Task brief: Please write the listing below out again exactly, leaving every picture behind.

Given data:
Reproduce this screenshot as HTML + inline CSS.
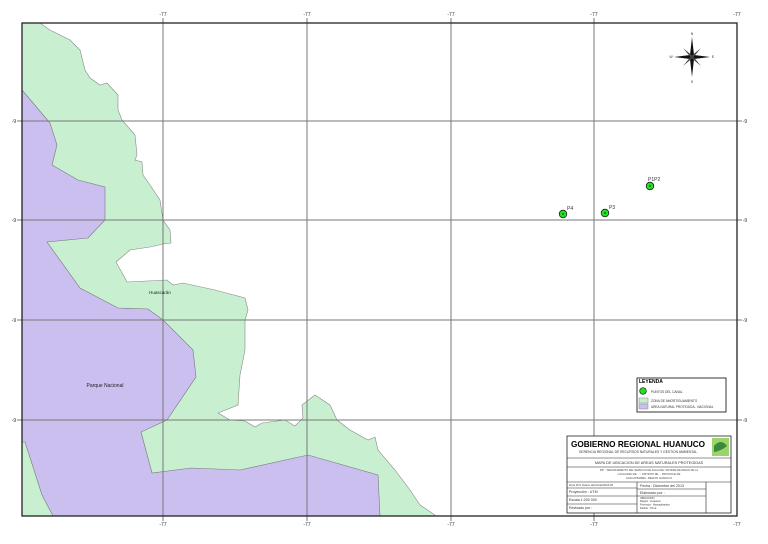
<!DOCTYPE html>
<html><head><meta charset="utf-8"><style>
html,body{margin:0;padding:0;background:#fff;}
svg{display:block;font-family:"Liberation Sans",sans-serif;}
</style></head><body>
<svg width="768" height="544" viewBox="0 0 768 544" xmlns="http://www.w3.org/2000/svg">
<rect width="768" height="544" fill="#fff"/>
<!-- green zone -->
<polygon fill="#c8f0d0" stroke="#888" stroke-width="0.6" points="22,23 40,23 50,30 70,40 80,50 85,70 90,78 100,85 107,83 118,95 118,110 122,120 135,135 137,155 135,160 142,162 143,175 150,185 160,200 163,220 170,230 171,243 163,244 150,247 130,250 116,262 126,280 127,282 167,280 173,285 183,283 215,290 245,298 248,310 245,320 245,350 240,375 238,405 218,413 230,420 245,421 255,427 262,423 285,420 295,426 303,418 302,405 315,395 330,405 337,420 350,430 368,440 375,437 378,450 395,470 410,490 420,505 435,515 435,516 22,516"/>
<!-- purple zone -->
<polygon fill="#cbbff0" stroke="#777" stroke-width="0.6" points="22,90 50,123 57,145 52,165 78,180 105,187 105,220 88,238 47,242 80,288 118,308 148,309 163,320 193,350 196,377 167,420 141,432 152,473 191,468 240,470 308,455 378,475 380,516 53,516 42,495 25,442 22,442"/>
<!-- grid -->
<g stroke="#777" stroke-width="1">
<line x1="163" y1="18" x2="163" y2="521"/><line x1="307" y1="18" x2="307" y2="521"/>
<line x1="451" y1="18" x2="451" y2="521"/><line x1="594" y1="18" x2="594" y2="521"/>
<line x1="17" y1="121" x2="742" y2="121"/><line x1="17" y1="220" x2="742" y2="220"/>
<line x1="17" y1="320" x2="742" y2="320"/><line x1="17" y1="420" x2="742" y2="420"/>
</g>
<rect x="22" y="23" width="715" height="493" fill="none" stroke="#222" stroke-width="1.3"/>
<g font-size="5" fill="#333" text-anchor="middle">
<text x="163" y="16">-77</text><text x="307" y="16">-77</text><text x="451" y="16">-77</text><text x="594" y="16">-77</text><text x="737" y="16">-77</text>
<text x="163" y="526">-77</text><text x="307" y="526">-77</text><text x="451" y="526">-77</text><text x="594" y="526">-77</text><text x="737" y="526">-77</text>
<text x="14" y="123">-9</text><text x="14" y="222">-9</text><text x="14" y="322">-9</text><text x="14" y="422">-9</text>
<text x="745" y="123">-9</text><text x="745" y="222">-9</text><text x="745" y="322">-9</text><text x="745" y="422">-9</text>
</g>
<text x="160" y="294" font-size="4.5" text-anchor="middle" fill="#222">Huascarán</text>
<text x="105" y="387" font-size="5" text-anchor="middle" fill="#222">Parque Nacional</text>
<!-- points -->
<g stroke="#222" stroke-width="0.8" fill="#22e022">
<circle cx="563" cy="214" r="3.8"/><circle cx="605" cy="213" r="3.8"/><circle cx="650" cy="186" r="3.8"/>
</g>
<g fill="#111"><circle cx="563" cy="214" r="0.8"/><circle cx="605" cy="213" r="0.8"/><circle cx="650" cy="186" r="0.8"/></g>
<g font-size="5" fill="#333"><text x="567" y="210">P4</text><text x="609" y="209">P3</text><text x="648" y="181">P1P2</text></g>
<!-- compass -->
<g transform="translate(692,57)">
<polygon points="0,-20 2,-2 0,0 -2,-2" fill="#111"/><polygon points="0,20 2,2 0,0 -2,2" fill="#111"/>
<polygon points="-18,0 -2,-2 0,0 -2,2" fill="#111"/><polygon points="18,0 2,-2 0,0 2,2" fill="#111"/>
<polygon points="9,-9 1.5,0 0,0 0,-1.5" fill="#444"/><polygon points="-9,-9 -1.5,0 0,0 0,-1.5" fill="#444"/>
<polygon points="9,9 1.5,0 0,0 0,1.5" fill="#444"/><polygon points="-9,9 -1.5,0 0,0 0,1.5" fill="#444"/>
<g font-size="3.5" fill="#333" text-anchor="middle"><text x="0" y="-22">N</text><text x="0" y="26">S</text><text x="-21" y="1">W</text><text x="21" y="1">E</text></g>
</g>
<!-- legend -->
<rect x="637" y="378" width="89" height="34" fill="#fff" stroke="#222" stroke-width="0.9"/>
<text x="639" y="383" font-size="5" font-weight="bold">LEYENDA</text>
<circle cx="643" cy="391" r="3.3" fill="#22e022" stroke="#222" stroke-width="0.7"/>
<rect x="639" y="398" width="9" height="5" fill="#c8f0d0" stroke="#888" stroke-width="0.5"/>
<rect x="639" y="404" width="9" height="5" fill="#cbbff0" stroke="#888" stroke-width="0.5"/>
<g font-size="3.2" fill="#333"><text x="651" y="393">PUNTOS DEL CANAL</text><text x="651" y="402">ZONA DE AMORTIGUAMIENTO</text><text x="651" y="408">AREA NATURAL PROTEGIDA - NACIONAL</text></g>
<!-- title block -->
<g fill="#fff" stroke="#222" stroke-width="0.8">
<rect x="567" y="436" width="164" height="77"/>
</g>
<g stroke="#222" stroke-width="0.6" fill="none">
<line x1="567" y1="458" x2="731" y2="458"/><line x1="567" y1="467" x2="731" y2="467"/><line x1="567" y1="482" x2="731" y2="482"/>
<line x1="637" y1="482" x2="637" y2="513"/><line x1="706" y1="482" x2="706" y2="513"/>
<line x1="567" y1="488" x2="637" y2="488"/><line x1="567" y1="496" x2="706" y2="496"/><line x1="567" y1="504" x2="637" y2="504"/><line x1="637" y1="489" x2="706" y2="489"/>
</g>
<rect x="712" y="438" width="17" height="18" fill="#9bd46a"/>
<path d="M714,446 q7,-8 13,0 q-6,5 -13,6z" fill="#3a8a3a"/>
<text x="638" y="447" font-size="8.2" font-weight="bold" text-anchor="middle">GOBIERNO REGIONAL HUANUCO</text>
<text x="638" y="453" font-size="3.3" text-anchor="middle" fill="#333">GERENCIA REGIONAL DE RECURSOS NATURALES Y GESTION AMBIENTAL</text>
<text x="649" y="464" font-size="3.8" text-anchor="middle" fill="#333">MAPA DE UBICACION DE AREAS NATURALES PROTEGIDAS</text>
<g font-size="2.6" fill="#444" text-anchor="middle"><text x="649" y="471">PIP : "MEJORAMIENTO DEL SERVICIO DE AGUA DEL SISTEMA DE RIEGO DE LA</text><text x="649" y="475">LOCALIDAD DE ...", DISTRITO DE ... PROVINCIA DE</text><text x="649" y="479">HUACAYBAMBA - REGION HUANUCO</text></g>
<g font-size="3.6" fill="#333">
<text x="569" y="486" font-size="2.6">Zona 18 S. Datum Horizontal WGS 84</text>
<text x="569" y="493">Proyección : UTM</text>
<text x="569" y="501">Escala 1:200 000</text>
<text x="569" y="509">Revisado por :</text>
<text x="640" y="487">Fecha : Diciembre del 2013</text>
<text x="640" y="494">Elaborado por :</text>
<g font-size="2.6"><text x="640" y="499">UBICACION</text><text x="640" y="502">Region : Huanuco</text><text x="640" y="505.5">Provincia : Huacaybamba</text><text x="640" y="509">Distrito : Pinra</text></g>
</g>
</svg>
</body></html>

Output for this task:
Reproduce this screenshot as HTML + inline CSS.
<!DOCTYPE html>
<html><head><meta charset="utf-8"><style>
html,body{margin:0;padding:0;background:#fff;}
svg{display:block;font-family:"Liberation Sans",sans-serif;}
</style></head><body>
<svg width="768" height="544" viewBox="0 0 768 544" xmlns="http://www.w3.org/2000/svg">
<rect width="768" height="544" fill="#fff"/>
<!-- green zone -->
<polygon fill="#c8f0d0" stroke="#888" stroke-width="0.6" points="22,23 40,23 50,30 70,40 80,50 85,70 90,78 100,85 107,83 118,95 118,110 122,120 135,135 137,155 135,160 142,162 143,175 150,185 160,200 163,220 170,230 171,243 163,244 150,247 130,250 116,262 126,280 127,282 167,280 173,285 183,283 215,290 245,298 248,310 245,320 245,350 240,375 238,405 218,413 230,420 245,421 255,427 262,423 285,420 295,426 303,418 302,405 315,395 330,405 337,420 350,430 368,440 375,437 378,450 395,470 410,490 420,505 435,515 435,516 22,516"/>
<!-- purple zone -->
<polygon fill="#cbbff0" stroke="#777" stroke-width="0.6" points="22,90 50,123 57,145 52,165 78,180 105,187 105,220 88,238 47,242 80,288 118,308 148,309 163,320 193,350 196,377 167,420 141,432 152,473 191,468 240,470 308,455 378,475 380,516 53,516 42,495 25,442 22,442"/>
<!-- grid -->
<g stroke="#777" stroke-width="1">
<line x1="163" y1="18" x2="163" y2="521"/><line x1="307" y1="18" x2="307" y2="521"/>
<line x1="451" y1="18" x2="451" y2="521"/><line x1="594" y1="18" x2="594" y2="521"/>
<line x1="17" y1="121" x2="742" y2="121"/><line x1="17" y1="220" x2="742" y2="220"/>
<line x1="17" y1="320" x2="742" y2="320"/><line x1="17" y1="420" x2="742" y2="420"/>
</g>
<rect x="22" y="23" width="715" height="493" fill="none" stroke="#222" stroke-width="1.3"/>
<g font-size="5" fill="#333" text-anchor="middle">
<text x="163" y="16">-77</text><text x="307" y="16">-77</text><text x="451" y="16">-77</text><text x="594" y="16">-77</text><text x="737" y="16">-77</text>
<text x="163" y="526">-77</text><text x="307" y="526">-77</text><text x="451" y="526">-77</text><text x="594" y="526">-77</text><text x="737" y="526">-77</text>
<text x="14" y="123">-9</text><text x="14" y="222">-9</text><text x="14" y="322">-9</text><text x="14" y="422">-9</text>
<text x="745" y="123">-9</text><text x="745" y="222">-9</text><text x="745" y="322">-9</text><text x="745" y="422">-9</text>
</g>
<text x="160" y="294" font-size="4.5" text-anchor="middle" fill="#222">Huascarán</text>
<text x="105" y="387" font-size="5" text-anchor="middle" fill="#222">Parque Nacional</text>
<!-- points -->
<g stroke="#222" stroke-width="0.8" fill="#22e022">
<circle cx="563" cy="214" r="3.8"/><circle cx="605" cy="213" r="3.8"/><circle cx="650" cy="186" r="3.8"/>
</g>
<g fill="#111"><circle cx="563" cy="214" r="0.8"/><circle cx="605" cy="213" r="0.8"/><circle cx="650" cy="186" r="0.8"/></g>
<g font-size="5" fill="#333"><text x="567" y="210">P4</text><text x="609" y="209">P3</text><text x="648" y="181">P1P2</text></g>
<!-- compass -->
<g transform="translate(692,57)">
<polygon points="0,-20 2,-2 0,0 -2,-2" fill="#111"/><polygon points="0,20 2,2 0,0 -2,2" fill="#111"/>
<polygon points="-18,0 -2,-2 0,0 -2,2" fill="#111"/><polygon points="18,0 2,-2 0,0 2,2" fill="#111"/>
<polygon points="9,-9 1.5,0 0,0 0,-1.5" fill="#444"/><polygon points="-9,-9 -1.5,0 0,0 0,-1.5" fill="#444"/>
<polygon points="9,9 1.5,0 0,0 0,1.5" fill="#444"/><polygon points="-9,9 -1.5,0 0,0 0,1.5" fill="#444"/>
<g font-size="3.5" fill="#333" text-anchor="middle"><text x="0" y="-22">N</text><text x="0" y="26">S</text><text x="-21" y="1">W</text><text x="21" y="1">E</text></g>
</g>
<!-- legend -->
<rect x="637" y="378" width="89" height="34" fill="#fff" stroke="#222" stroke-width="0.9"/>
<text x="639" y="383" font-size="5" font-weight="bold">LEYENDA</text>
<circle cx="643" cy="391" r="3.3" fill="#22e022" stroke="#222" stroke-width="0.7"/>
<rect x="639" y="398" width="9" height="5" fill="#c8f0d0" stroke="#888" stroke-width="0.5"/>
<rect x="639" y="404" width="9" height="5" fill="#cbbff0" stroke="#888" stroke-width="0.5"/>
<g font-size="3.2" fill="#333"><text x="651" y="393">PUNTOS DEL CANAL</text><text x="651" y="402">ZONA DE AMORTIGUAMIENTO</text><text x="651" y="408">AREA NATURAL PROTEGIDA - NACIONAL</text></g>
<!-- title block -->
<g fill="#fff" stroke="#222" stroke-width="0.8">
<rect x="567" y="436" width="164" height="77"/>
</g>
<g stroke="#222" stroke-width="0.6" fill="none">
<line x1="567" y1="458" x2="731" y2="458"/><line x1="567" y1="467" x2="731" y2="467"/><line x1="567" y1="482" x2="731" y2="482"/>
<line x1="637" y1="482" x2="637" y2="513"/><line x1="706" y1="482" x2="706" y2="513"/>
<line x1="567" y1="488" x2="637" y2="488"/><line x1="567" y1="496" x2="706" y2="496"/><line x1="567" y1="504" x2="637" y2="504"/><line x1="637" y1="489" x2="706" y2="489"/>
</g>
<rect x="712" y="438" width="17" height="18" fill="#9bd46a"/>
<path d="M714,446 q7,-8 13,0 q-6,5 -13,6z" fill="#3a8a3a"/>
<text x="638" y="447" font-size="8.2" font-weight="bold" text-anchor="middle">GOBIERNO REGIONAL HUANUCO</text>
<text x="638" y="453" font-size="3.3" text-anchor="middle" fill="#333">GERENCIA REGIONAL DE RECURSOS NATURALES Y GESTION AMBIENTAL</text>
<text x="649" y="464" font-size="3.8" text-anchor="middle" fill="#333">MAPA DE UBICACION DE AREAS NATURALES PROTEGIDAS</text>
<g font-size="2.6" fill="#444" text-anchor="middle"><text x="649" y="471">PIP : "MEJORAMIENTO DEL SERVICIO DE AGUA DEL SISTEMA DE RIEGO DE LA</text><text x="649" y="475">LOCALIDAD DE ...", DISTRITO DE ... PROVINCIA DE</text><text x="649" y="479">HUACAYBAMBA - REGION HUANUCO</text></g>
<g font-size="3.6" fill="#333">
<text x="569" y="486" font-size="2.6">Zona 18 S. Datum Horizontal WGS 84</text>
<text x="569" y="493">Proyección : UTM</text>
<text x="569" y="501">Escala 1:200 000</text>
<text x="569" y="509">Revisado por :</text>
<text x="640" y="487">Fecha : Diciembre del 2013</text>
<text x="640" y="494">Elaborado por :</text>
<g font-size="2.6"><text x="640" y="499">UBICACION</text><text x="640" y="502">Region : Huanuco</text><text x="640" y="505.5">Provincia : Huacaybamba</text><text x="640" y="509">Distrito : Pinra</text></g>
</g>
</svg>
</body></html>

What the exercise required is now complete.